As an Italian expat, I have fallen in love with Umbria, and with Umbrian wine. Last fall, I had the pleasure of enjoying a day at the Lungarotti winery in Torgiano, a quaint town between Perugia and Assisi in the rolling hills of Umbria. I often talk about the passion of Italian winemakers, but I would soon learn how deep a family’s passion can go. Our tour guide at Lungarotti was Grazia, who had an interesting story of her own. She actually visited the winery with her school when she was only six years old and today, as a young adult, leads the company’s hospitality efforts.
Lungarotti wines was founded by Giorgio Lungarotti in 1962, what started as a small hobby among family and friends. His passion for production grew and he studied and invested in the land and the vineyards to create the best possible wine the region could produce. Some refer to Giorgio as the one who "drew the world wine map in Umbria". He would soon amass a burgeoning wine business, along with wine tourism, that is now the talk of the region.
Today, Giorgio’s sisters, Chiara Lungarotti and Teresa Severini, run the company and they both stopped by to introduce themselves and express their passion for the business. Both are actively involved in the day-to-day activities at the winery and also with the family’s 5-star resort that attract travelers from all over the world seeking a luxury wine tasting experience.
In their continuing quest to turn Umbria into a true wine tourism destination, the Lungarotti’s built the spa resort, Le Tre Vaselle in Torgiano. We were fortunate enough to enjoy our wine tastings at the resort’s elegant restaurant where the chef introduced several courses. On my next trip, I hope to experience the spa at Le Tre Vaselle and enjoy one of their vino treatments.

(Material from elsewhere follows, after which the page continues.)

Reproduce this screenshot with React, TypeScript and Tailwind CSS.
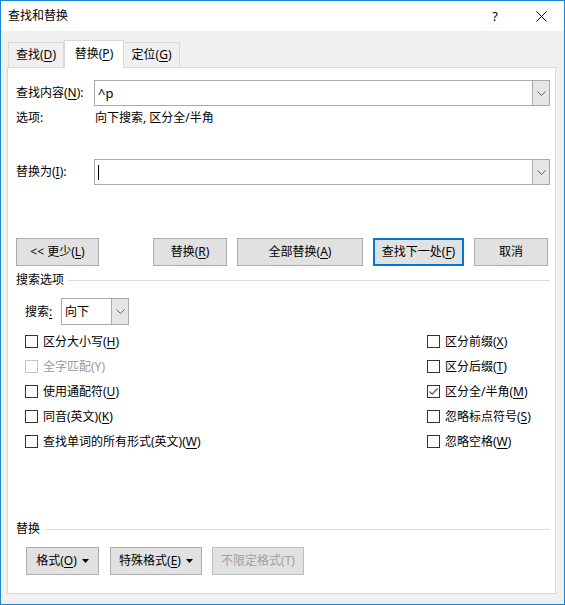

The family also owns Poggio alle Vigne, a sprawling country house set among the Lungarotti vineyards that is a popular destination wedding spot. The town of Torgiano is a destination unto itself with quaint old buildings and narrow streets lined with vegetation. It is also popular shopping destination for cashmere, which the team at Lungarotti can arrange shopping tours for.
In 1974, the Lungarotti’s opened one of the region’s first wine museums, today, a world class private collection of historical artifacts that document 5000 years of wine history. There are few wine museums anywhere in the world with the number and quality of works on display, covering twenty rooms of exhibits in the Palazzo Graziani-Baglioni.
The newest endeavor, the Olive and Oil Museum opened in 2000, features artifacts pertaining to the origins and mythology of the olive, and its use in religion, medicine, nutrition, sport, and cosmetics.
Running the Lungarotti business is truly a family venture. Giorgio’s wife, Maria Grazia, oversees the Lungarotti Foundation, established in 1987 to manage the family’s museums and historical artifacts.
The winery and showroom are must-sees on any trip to Umbria. The highlight of our tour was the visit to the winery’s safe, where vintages leading back to the winery’s opening in 1962, are stored. Some years, there were only four bottles remaining (a good year) and other years, there were dozens of bottles in the bin. They’re stored, sold and enjoyed for special occasions with some bottles commanding upwards of $1,000 a bottle.